Total score of 25 ÷ 4 = 6.25 which is a band score of 6.5.
If you achieve 4.0 for Listening, 3.5 for Reading, 4.0 for Writing and 4.0 for Speaking, you would be awarded an Overall Band Score of 4.0.
Total score of 15.5 ÷ 4 = 3.875 which is a band score of 4.0.
Listening and Reading scores:
IELTS Listening and Reading components each contain 40 questions. Each correct item is awarded one mark, therefore the maximum raw score you can achieve for each component is 40. Band scores ranging from Band 1 to Band 9 are awarded to candidates on the basis of their raw scores.
Note: In order to equate different test versions, the band score boundaries are set so that all candidates’ results relate to the same scale of achievement. This means, for example, that the Band 6 boundary may be set at a slightly different raw score across versions.
Writing and Speaking scores:
When marking the Writing and Speaking components of the test, examiners use detailed assessment criteria which describe written and spoken performance at each of the 9 IELTS bands.
Writing: Examiners award a band score for each of four criterion areas: Task Achievement (for Task 1), Task Response (for Task 2), Coherence and Cohesion, Lexical Resource and Grammatical Range and Accuracy. The four criteria are equally weighted.

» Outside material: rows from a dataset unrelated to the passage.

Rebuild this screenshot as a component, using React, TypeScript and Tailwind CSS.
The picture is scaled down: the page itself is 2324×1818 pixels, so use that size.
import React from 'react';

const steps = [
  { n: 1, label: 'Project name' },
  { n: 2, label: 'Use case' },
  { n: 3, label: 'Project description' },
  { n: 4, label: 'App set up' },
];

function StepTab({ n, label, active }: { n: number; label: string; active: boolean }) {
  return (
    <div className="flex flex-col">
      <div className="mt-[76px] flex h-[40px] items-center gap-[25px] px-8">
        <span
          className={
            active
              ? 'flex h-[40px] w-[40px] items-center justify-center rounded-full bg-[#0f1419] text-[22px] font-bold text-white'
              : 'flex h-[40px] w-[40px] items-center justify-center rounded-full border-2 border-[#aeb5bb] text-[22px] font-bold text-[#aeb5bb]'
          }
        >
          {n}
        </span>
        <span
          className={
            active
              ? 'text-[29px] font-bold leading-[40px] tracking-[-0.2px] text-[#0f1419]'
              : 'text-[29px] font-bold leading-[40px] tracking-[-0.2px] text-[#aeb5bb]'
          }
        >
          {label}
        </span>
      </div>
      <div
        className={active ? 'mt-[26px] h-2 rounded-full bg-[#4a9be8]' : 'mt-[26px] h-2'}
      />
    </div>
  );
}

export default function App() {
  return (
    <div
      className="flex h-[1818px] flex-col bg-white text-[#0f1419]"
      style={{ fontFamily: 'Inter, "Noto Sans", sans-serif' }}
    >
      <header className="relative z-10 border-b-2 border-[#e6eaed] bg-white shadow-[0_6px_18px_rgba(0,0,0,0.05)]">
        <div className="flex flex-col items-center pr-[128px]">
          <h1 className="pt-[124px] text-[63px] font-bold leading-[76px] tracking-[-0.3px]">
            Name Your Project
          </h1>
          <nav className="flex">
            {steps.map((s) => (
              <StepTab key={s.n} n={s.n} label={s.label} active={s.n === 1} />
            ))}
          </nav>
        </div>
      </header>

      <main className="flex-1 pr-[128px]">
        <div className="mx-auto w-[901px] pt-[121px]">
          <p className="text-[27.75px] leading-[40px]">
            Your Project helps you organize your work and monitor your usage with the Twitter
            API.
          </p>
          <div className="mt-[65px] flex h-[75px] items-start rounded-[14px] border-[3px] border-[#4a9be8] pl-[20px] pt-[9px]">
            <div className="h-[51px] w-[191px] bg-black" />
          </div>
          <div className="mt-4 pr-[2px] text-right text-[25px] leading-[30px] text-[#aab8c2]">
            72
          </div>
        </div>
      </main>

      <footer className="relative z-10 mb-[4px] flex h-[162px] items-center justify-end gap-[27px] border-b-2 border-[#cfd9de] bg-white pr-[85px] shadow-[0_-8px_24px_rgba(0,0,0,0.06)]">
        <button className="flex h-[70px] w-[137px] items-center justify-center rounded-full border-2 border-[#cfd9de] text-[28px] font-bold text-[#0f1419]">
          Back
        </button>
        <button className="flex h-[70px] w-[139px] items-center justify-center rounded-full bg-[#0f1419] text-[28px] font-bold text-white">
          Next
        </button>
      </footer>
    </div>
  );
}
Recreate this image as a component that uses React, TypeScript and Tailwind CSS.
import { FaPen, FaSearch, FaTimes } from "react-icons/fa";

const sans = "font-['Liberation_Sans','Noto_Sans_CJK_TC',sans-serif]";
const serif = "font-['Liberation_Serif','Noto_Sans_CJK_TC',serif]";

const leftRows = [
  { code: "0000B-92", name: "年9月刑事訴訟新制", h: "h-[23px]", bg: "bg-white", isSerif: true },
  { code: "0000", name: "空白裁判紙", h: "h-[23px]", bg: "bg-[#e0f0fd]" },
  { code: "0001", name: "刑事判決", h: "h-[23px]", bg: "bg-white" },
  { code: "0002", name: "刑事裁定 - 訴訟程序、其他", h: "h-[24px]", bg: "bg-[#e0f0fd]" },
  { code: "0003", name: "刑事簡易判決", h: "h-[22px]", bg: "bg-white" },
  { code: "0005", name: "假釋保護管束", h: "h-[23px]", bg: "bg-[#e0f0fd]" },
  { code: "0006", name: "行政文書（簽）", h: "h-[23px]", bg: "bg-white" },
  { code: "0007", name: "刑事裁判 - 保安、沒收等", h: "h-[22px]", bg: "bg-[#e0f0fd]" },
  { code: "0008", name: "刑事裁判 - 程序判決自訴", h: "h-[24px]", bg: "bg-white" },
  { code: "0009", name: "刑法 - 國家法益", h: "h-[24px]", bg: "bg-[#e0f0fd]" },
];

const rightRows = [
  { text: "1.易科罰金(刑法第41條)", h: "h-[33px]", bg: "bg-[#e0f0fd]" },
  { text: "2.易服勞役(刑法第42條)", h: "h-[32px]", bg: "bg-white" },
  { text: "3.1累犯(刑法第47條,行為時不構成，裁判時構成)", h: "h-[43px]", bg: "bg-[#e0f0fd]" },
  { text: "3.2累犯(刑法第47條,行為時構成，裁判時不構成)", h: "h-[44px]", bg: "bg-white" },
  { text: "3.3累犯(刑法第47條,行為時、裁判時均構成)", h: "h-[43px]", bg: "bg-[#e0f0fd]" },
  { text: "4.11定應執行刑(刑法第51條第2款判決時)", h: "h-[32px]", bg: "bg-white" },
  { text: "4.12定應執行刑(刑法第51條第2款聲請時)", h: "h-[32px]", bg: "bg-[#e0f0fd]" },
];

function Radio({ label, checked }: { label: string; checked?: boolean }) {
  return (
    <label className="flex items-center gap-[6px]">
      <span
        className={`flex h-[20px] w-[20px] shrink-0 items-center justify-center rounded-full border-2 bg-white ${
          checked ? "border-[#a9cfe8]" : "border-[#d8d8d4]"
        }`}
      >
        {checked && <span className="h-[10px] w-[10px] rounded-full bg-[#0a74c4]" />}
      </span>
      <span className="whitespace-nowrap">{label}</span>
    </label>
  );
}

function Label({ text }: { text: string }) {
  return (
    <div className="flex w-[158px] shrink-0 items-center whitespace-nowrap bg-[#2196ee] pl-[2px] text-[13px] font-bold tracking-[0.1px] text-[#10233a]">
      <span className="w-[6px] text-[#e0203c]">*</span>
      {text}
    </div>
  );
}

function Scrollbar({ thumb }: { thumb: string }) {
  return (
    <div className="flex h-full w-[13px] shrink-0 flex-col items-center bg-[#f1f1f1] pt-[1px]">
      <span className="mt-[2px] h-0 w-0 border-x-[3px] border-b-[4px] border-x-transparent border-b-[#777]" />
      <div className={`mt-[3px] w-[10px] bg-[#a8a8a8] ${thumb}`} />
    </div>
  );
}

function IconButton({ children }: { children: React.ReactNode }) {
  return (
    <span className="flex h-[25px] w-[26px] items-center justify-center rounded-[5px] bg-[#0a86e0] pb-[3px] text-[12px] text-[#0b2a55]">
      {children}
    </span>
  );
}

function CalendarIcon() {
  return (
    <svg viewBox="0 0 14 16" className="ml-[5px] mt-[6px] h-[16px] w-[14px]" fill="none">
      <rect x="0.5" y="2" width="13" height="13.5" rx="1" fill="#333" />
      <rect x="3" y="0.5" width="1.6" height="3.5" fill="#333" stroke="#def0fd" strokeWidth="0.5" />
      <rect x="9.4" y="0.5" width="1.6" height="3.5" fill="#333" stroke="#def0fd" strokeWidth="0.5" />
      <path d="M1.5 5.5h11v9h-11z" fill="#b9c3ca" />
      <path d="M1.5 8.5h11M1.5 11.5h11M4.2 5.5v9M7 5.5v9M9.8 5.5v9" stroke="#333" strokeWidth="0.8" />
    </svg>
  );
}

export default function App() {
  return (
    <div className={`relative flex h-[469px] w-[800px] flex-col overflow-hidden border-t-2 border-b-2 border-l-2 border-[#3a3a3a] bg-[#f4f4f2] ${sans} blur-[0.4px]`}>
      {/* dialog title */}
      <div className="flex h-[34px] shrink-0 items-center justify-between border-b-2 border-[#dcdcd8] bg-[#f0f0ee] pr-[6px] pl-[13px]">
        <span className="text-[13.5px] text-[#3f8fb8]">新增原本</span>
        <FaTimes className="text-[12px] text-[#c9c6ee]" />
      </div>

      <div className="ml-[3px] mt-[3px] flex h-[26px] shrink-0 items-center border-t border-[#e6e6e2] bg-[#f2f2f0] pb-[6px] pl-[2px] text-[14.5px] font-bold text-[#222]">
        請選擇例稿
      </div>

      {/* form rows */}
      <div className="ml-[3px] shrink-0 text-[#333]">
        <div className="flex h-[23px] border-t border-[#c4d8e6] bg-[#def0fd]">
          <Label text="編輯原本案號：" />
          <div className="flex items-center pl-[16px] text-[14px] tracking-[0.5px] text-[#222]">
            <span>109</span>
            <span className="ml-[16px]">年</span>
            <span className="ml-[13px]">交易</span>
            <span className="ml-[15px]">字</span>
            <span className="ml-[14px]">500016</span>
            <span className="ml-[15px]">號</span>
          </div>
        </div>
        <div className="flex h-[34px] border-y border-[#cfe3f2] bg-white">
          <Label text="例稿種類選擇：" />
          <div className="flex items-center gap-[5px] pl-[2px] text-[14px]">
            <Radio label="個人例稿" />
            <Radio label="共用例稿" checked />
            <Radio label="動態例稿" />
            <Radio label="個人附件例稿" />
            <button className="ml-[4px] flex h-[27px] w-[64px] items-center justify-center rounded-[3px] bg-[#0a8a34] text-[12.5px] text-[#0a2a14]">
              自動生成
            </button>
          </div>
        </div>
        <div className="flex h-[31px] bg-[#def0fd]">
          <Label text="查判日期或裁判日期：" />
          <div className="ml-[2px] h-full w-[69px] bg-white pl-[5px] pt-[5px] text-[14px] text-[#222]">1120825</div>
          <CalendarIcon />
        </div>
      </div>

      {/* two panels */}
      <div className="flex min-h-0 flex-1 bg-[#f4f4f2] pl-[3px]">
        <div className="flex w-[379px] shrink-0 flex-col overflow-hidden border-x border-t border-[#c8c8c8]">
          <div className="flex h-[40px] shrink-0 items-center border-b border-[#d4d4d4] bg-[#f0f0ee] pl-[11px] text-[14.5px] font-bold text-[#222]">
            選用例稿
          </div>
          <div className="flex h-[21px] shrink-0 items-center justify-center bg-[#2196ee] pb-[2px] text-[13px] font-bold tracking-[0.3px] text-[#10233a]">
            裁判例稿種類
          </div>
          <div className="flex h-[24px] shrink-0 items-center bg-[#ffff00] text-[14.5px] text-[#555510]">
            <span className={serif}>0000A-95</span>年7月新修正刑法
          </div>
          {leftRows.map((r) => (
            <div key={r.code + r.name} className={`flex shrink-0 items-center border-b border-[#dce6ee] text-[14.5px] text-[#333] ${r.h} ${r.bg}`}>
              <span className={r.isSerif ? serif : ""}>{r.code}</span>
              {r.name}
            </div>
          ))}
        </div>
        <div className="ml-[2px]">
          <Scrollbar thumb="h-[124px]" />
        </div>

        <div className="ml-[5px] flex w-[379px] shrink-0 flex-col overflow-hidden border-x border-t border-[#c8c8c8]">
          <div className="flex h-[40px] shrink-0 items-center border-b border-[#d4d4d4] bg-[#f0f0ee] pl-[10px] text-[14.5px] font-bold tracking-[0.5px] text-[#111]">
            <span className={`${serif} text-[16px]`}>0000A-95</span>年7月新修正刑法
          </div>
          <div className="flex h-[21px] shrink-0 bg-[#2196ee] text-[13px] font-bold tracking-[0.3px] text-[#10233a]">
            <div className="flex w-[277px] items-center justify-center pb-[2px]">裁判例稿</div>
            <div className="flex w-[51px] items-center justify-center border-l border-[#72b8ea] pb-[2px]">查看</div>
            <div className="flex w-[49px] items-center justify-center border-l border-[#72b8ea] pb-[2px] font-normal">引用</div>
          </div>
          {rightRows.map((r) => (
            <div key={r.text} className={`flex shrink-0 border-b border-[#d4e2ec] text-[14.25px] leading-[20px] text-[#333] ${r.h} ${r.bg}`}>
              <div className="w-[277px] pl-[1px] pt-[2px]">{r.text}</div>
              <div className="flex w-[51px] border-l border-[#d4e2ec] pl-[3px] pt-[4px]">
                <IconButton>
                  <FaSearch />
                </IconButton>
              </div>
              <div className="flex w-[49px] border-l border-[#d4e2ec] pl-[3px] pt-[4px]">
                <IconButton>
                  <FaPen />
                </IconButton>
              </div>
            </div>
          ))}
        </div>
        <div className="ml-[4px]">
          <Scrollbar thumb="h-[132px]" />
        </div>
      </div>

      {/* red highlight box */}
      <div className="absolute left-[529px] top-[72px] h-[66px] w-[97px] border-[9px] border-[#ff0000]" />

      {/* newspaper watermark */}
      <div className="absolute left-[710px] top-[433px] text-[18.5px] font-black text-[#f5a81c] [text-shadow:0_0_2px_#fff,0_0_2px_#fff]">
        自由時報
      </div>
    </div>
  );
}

Speaking: Examiners award a band score for each of four criterion areas: Fluency and Coherence, Lexical Resource, Grammatical Range and Accuracy and Pronunciation. The four criteria are equally weighted.
To get a better understanding of the level of performance required to attain a particular band score, you should familiarise yourself with the assessment criteria.
Why is my IELTS result valid for only two years?
The IELTS partners recommend that a Test Report Form which is more than two years old should only be accepted if it is accompanied by proof that you have actively maintained or tried to improve your English.
Request a Remark (Enquiry on Results)
To be fair to all test takers, if you are not happy with your result you can apply for a review of your results (called an Enquiry on Results) at the test centre within six weeks of the test date.